De la schizophrénie et autres marottes
Le récent fait divers qui a permis à Sarkozy de faire son numéro habituel, toujours à base de nouvelles lois destinées à empêcher les récidives, avait quelque rapport, me semble-t-il, avec la schizophrénie et les individus atteints de cette maladie. Or je viens précisément de lire un article sur la schizophrénie, duquel il ressort qu’elle est surtout dangereuse pour les malades eux-mêmes ! Elle est en effet associée à un taux de suicide important, d’environ 14 %. En outre, un rapport de la Haute Autorité de la Santé, publié en juillet dernier, affirme que ces derniers ne sont qu’exceptionnellement auteurs de crimes, et que 1 % de la population française en souffrirait plus ou moins. D’autre part, les crimes commis par des malades mentaux représentent de 2 à 5 % du total des homicides.
Il se trouve que j’ai eu affaire à une schizophrène… sans savoir qu’elle l’était ! En réalité, je ne l’ai rencontrée que deux fois, à Paris, alors qu’elle vivait à Chamalières. J’ajoute que trois des lecteurs habituels de ce bloc-notes ont été en contact avec elle, l’un physiquement, les deux autres par courrier électronique. Or, dès la première rencontre, et pour une raison que je n’ai jamais comprise, cette jeune femme, pas encore trentenaire et plutôt jolie, s’était entichée de moi. Quelle chance, allez-vous dire ! Hélas non, car je lui ai servi de cible durant des années, surtout par courrier électronique, et deux ou trois fois par téléphone. Or elle était (et est encore, j’imagine) hantée par la mort.
C’est ainsi qu’elle s’est mise à inventer des personnages par l’intermédiaire desquels elle entra en contact avec moi à partir de 2001 – j’avais alors une activité semi-publique m’assurant de nombreux correspondants –, ces intermédiaires étant tous imaginaires et pourvus d’identités et de personnalités assez diverses pour que, son talent littéraire aidant, je puisse les croire réels. Sans travail, elle y passait des journées entières, et, lorsqu’elle estimait que je m’étais suffisamment lié avec ces personnages, elle les faisait mourir ! En quatre ans, on recensa six décès, par maladie, suicide ou accident. Elle alla jusqu’à se faire mourir elle-même, me faisant annoncer la nouvelle par « une amie », qui n’était autre qu’elle, bien entendu. Eh oui, c’est cela aussi, la schizophrénie, aimer quelqu’un, et le tourmenter sciemment.

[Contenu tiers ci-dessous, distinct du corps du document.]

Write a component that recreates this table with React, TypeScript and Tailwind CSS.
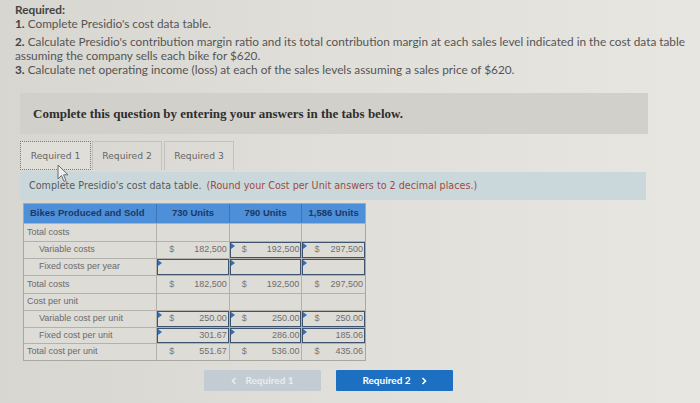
import React from "react";

type Cell = { d?: boolean; v?: string; input?: boolean } | null;
type Row = { label: string; indent?: boolean; h: string; cells: Cell[] };

const rows: Row[] = [
  { label: "Total costs", h: "h-[18px]", cells: [null, null, null] },
  {
    label: "Variable costs",
    indent: true,
    h: "h-[17px]",
    cells: [
      { d: true, v: "182,500" },
      { d: true, v: "192,500", input: true },
      { d: true, v: "297,500", input: true },
    ],
  },
  {
    label: "Fixed costs per year",
    indent: true,
    h: "h-[17px]",
    cells: [{ input: true }, { input: true }, { input: true }],
  },
  {
    label: "Total costs",
    h: "h-[18px]",
    cells: [
      { d: true, v: "182,500" },
      { d: true, v: "192,500" },
      { d: true, v: "297,500" },
    ],
  },
  { label: "Cost per unit", h: "h-[17px]", cells: [null, null, null] },
  {
    label: "Variable cost per unit",
    indent: true,
    h: "h-[17px]",
    cells: [
      { d: true, v: "250.00", input: true },
      { d: true, v: "250.00", input: true },
      { d: true, v: "250.00", input: true },
    ],
  },
  {
    label: "Fixed cost per unit",
    indent: true,
    h: "h-[16px]",
    cells: [
      { v: "301.67", input: true },
      { v: "286.00", input: true },
      { v: "185.06", input: true },
    ],
  },
  {
    label: "Total cost per unit",
    h: "h-[17px]",
    cells: [
      { d: true, v: "551.67" },
      { d: true, v: "536.00" },
      { d: true, v: "435.06" },
    ],
  },
];

const colW = ["w-[73px]", "w-[73px]", "w-[63px]"];

function ValueCell({ c, w }: { c: Cell; w: string }) {
  return (
    <div className={`${w} relative flex items-center border-r border-[#b3b1ac] last:border-r-0`}>
      {c && c.input ? (
        <div className="absolute inset-[0px] border border-[#3e536d]">
          <div className="absolute left-0 top-0 h-0 w-0 border-t-[3px] border-b-[3px] border-l-[4px] border-t-transparent border-b-transparent border-l-[#2f6fc0]" />
        </div>
      ) : null}
      {c ? (
        <div className="relative flex w-full items-center pl-[12px] pr-[2px]">
          <span className="text-[#7a7a7a]">{c.d ? "$" : ""}</span>
          <span className="ml-auto text-[#6e6e6e]">{c.v ?? ""}</span>
        </div>
      ) : null}
    </div>
  );
}

export default function App() {
  return (
    <div className="relative h-[403px] w-[700px] overflow-hidden bg-linear-to-r from-[#d8d6d0] via-[#e1dfda] to-[#e8e6e1]">
      {/* Required text */}
      <div
        className="whitespace-nowrap pl-[15px] text-[11.8px] leading-[14px] text-[#555]"
        style={{ fontFamily: "Lato, 'Open Sans', sans-serif" }}
      >
        <div className="mt-[3px] font-bold text-[#444]">Required:</div>
        <div>
          <span className="font-bold text-[#444]">1.</span> Complete Presidio's cost data table.
        </div>
        <div className="mt-[4px]">
          <span className="font-bold text-[#444]">2.</span> Calculate Presidio's contribution margin ratio and its total contribution margin at each sales level indicated in the cost data table
          <br />
          assuming the company sells each bike for $620.
        </div>
        <div>
          <span className="font-bold text-[#444]">3.</span> Calculate net operating income (loss) at each of the sales levels assuming a sales price of $620.
        </div>
      </div>

      {/* Instruction box */}
      <div className="ml-[20px] mt-[16px] flex h-[41px] w-[628px] items-center bg-[#d2d0cb] pl-[13px]">
        <span
          className="text-[13px] font-bold text-[#2e2e2e]"
          style={{ fontFamily: "'Liberation Serif', 'DejaVu Serif', serif" }}
        >
          Complete this question by entering your answers in the tabs below.
        </span>
      </div>

      {/* Tabs */}
      <div
        className="ml-[20px] mt-[7px] flex h-[29px] gap-[1px] text-[9.2px] text-[#666]"
        style={{ fontFamily: "'DejaVu Sans', Verdana, sans-serif" }}
      >
        <div className="flex w-[71px] items-center justify-center border border-dotted border-[#7a7a7a] bg-[#e0ded9]">
          Required 1
        </div>
        <div className="flex w-[70px] items-center justify-center border border-[#c4c2bd] border-b-0">
          Required 2
        </div>
        <div className="ml-[1px] flex w-[70px] items-center justify-center border border-[#c4c2bd] border-b-0">
          Required 3
        </div>
      </div>

      {/* Blue instruction bar */}
      <div
        className="ml-[20px] mt-[2px] flex h-[28px] w-[626px] items-center whitespace-nowrap bg-[#cad8db] pl-[9px] text-[9.6px]"
        style={{ fontFamily: "'DejaVu Sans', Verdana, sans-serif" }}
      >
        <span className="text-[#5a5a5a]">Complete Presidio's cost data table.</span>
        <span className="ml-[5px] text-[#a24a3e]">
          (Round your Cost per Unit answers to 2 decimal places.)
        </span>
      </div>

      {/* Table */}
      <div
        className="ml-[23px] mt-[3px] w-[343px] border border-[#a9a7a2] text-[9px]"
        style={{ fontFamily: "'Liberation Sans', Arial, sans-serif" }}
      >
        <div className="flex h-[19px] bg-[#4d8fd8] text-[9.5px] font-bold text-[#1c3866]">
          <div className="flex w-[134px] items-center border-r border-[#3d74b5] pl-[6px]">
            Bikes Produced and Sold
          </div>
          <div className="flex w-[73px] items-center justify-center border-r border-[#3d74b5]">730 Units</div>
          <div className="flex w-[73px] items-center justify-center border-r border-[#3d74b5]">790 Units</div>
          <div className="flex w-[63px] items-center justify-center">1,586 Units</div>
        </div>
        {rows.map((r, i) => (
          <div key={i} className={`flex ${r.h} border-t border-[#b3b1ac] bg-[#dedcd7]`}>
            <div
              className={`flex w-[134px] items-center border-r border-[#b3b1ac] text-[#6a6a6a] ${
                r.indent ? "pl-[15px]" : "pl-[3px]"
              }`}
            >
              {r.label}
            </div>
            {r.cells.map((c, j) => (
              <ValueCell key={j} c={c} w={colW[j]} />
            ))}
          </div>
        ))}
      </div>

      {/* Buttons */}
      <div
        className="ml-[204px] mt-[9px] flex gap-[15px] text-[10px] font-bold"
        style={{ fontFamily: "Lato, 'Open Sans', sans-serif" }}
      >
        <div className="flex h-[21px] w-[117px] items-center justify-center gap-[8px] rounded-[1px] bg-[#c3ccd3] text-[#e9edf0]">
          <svg width="6" height="8" viewBox="0 0 6 8">
            <path d="M4.5 1 L1.5 4 L4.5 7" stroke="#e9edf0" strokeWidth="1.6" fill="none" />
          </svg>
          <span>Required 1</span>
        </div>
        <div className="flex h-[21px] w-[117px] items-center justify-center gap-[10px] rounded-[1px] bg-[#1d6fc2] text-white">
          <span>Required 2</span>
          <svg width="6" height="8" viewBox="0 0 6 8">
            <path d="M1.5 1 L4.5 4 L1.5 7" stroke="#ffffff" strokeWidth="1.6" fill="none" />
          </svg>
        </div>
      </div>

      {/* Mouse cursor */}
      <svg className="absolute left-[57px] top-[164px]" width="12" height="20" viewBox="0 0 12 20">
        <path
          d="M1 1 L1 15 L4.5 11.5 L7 17.5 L9 16.6 L6.6 10.8 L11 10.8 Z"
          fill="#eeeeee"
          stroke="#6b6b6b"
          strokeWidth="1"
          strokeLinejoin="round"
        />
      </svg>
    </div>
  );
}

Elle a fini par se faire démasquer, en allant, toujours sous plusieurs identités, sur un forum dont, hélas pour elle, le webmaster était un de mes amis. Méfiant depuis pas mal de temps, j’avais alors demandé à cet ami de vérifier les adresses IP attachées à ces pseudos, et je sus ainsi qu’ils avaient tous la même. C’est ballot…
Dans une dernière lettre envoyée par la Poste, et tout en se confondant en excuses, elle me faisait parvenir sa carte d’identité, assurant que très bientôt elle n’en aurait plus besoin. Un prochain suicide ? Mais je n’y croyais plus, et vérifiai que le document arrivait à expiration dans une dizaine de jours ! De toute évidence, elle m’envoyait son ancienne carte pour tenter de m’apitoyer. Mais cette fois, ça ne marchait plus.
J’ai pu avoir au téléphone sa mère et son ex-beau-frère, qui m’ont confirmé sa folie. Cependant, elle n’a jamais été dangereuse au sens strict. Elle se prénommait Marie.